After a while, or when the bottom seems pretty brown, flip it again, and return it to the pan again. The first two flips make the skin and the shape, the second two cook it without burning it.
Again leave it for a few minutes to cook through, five should do, if not be too much, slide it onto a clean plate, and
It should look a bit like that, please not how much smaller this pan is, you want it thick.
It is always delicious, but if you have some crusty french baguette, smear the bread with the juicy innards of a sliced tomato, drizzle on some really good olive oil (don't fear the oil) and place a slice of the truite aboard (don't fear the carbs either)
OMG a little slice of BCN.
Oh, and be nice to yourself when you have problems, I have so far made a perfect one, made one where I forgot the salt, made one where it broke, and one that wasn't cooked through when I went to eat it and had to go back in the pan for a while....
We haven't watched our grannies cook it since we were knee high, it takes some doing.
Hope you like it!
5 comments:
omg, that looks so very delicious! And as for coffee, I've always had the very best coffee while traveling: Mexico, Palestine, Jordan (omg, Jordan coffee!) and even Austria. Here in the states, the best I can find is at Peet's, which originated in Berkeley and is now right here in Pasadena (although it's not the coffee house I hang out at all the time!). We'll see how it is in Korea.
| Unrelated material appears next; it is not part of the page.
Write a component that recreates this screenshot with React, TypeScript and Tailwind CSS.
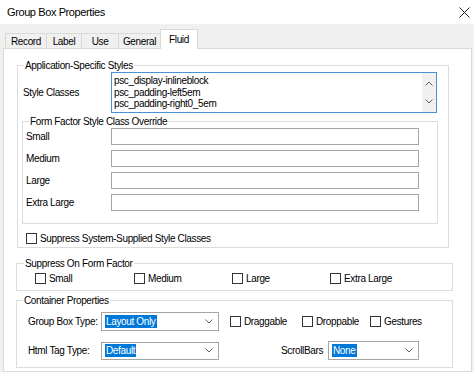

Enjoy your time back in Toronto. I hope you were able to take care of the creatures living in your home while you were away!
One more week of school!
Yummm......coffee. I like mine good and strong. This dish looks very good. I might even give it a go. I for one, know there is a difference with eggs. They even taste better from an egg producer.
Hey! I ate that but I had no idea what it was... thought it was a potato omelet but I knew that name just didn't do it justice.
Now I can make my own!
And you are right... Spanish coffee is special.
Heck, and I always thought all eggs were unborn equal.
She...excellent cffee! JORDAN, so with you...to DIE for. Cuban coffee in Miami...nectar of the gods....and straight up jet fuel....German coffee can be good, but a little bitter, haven't been to Italy when I liked coffee. Didn't bother trying in England...tea there...the Vietnamese are reported to have fantastic coffee, and indeed the Amazing Vietnamese restaurant I adore and visit as often as I can in TO makes a stupendous coffee, the only place I drink it in TO.
Why Korea? You have to blog every detail....m'kay?
Dawn, I knew you would know for eggs....
Michele, you would have to work hard not to eat this here. It is so good...basic and delicious.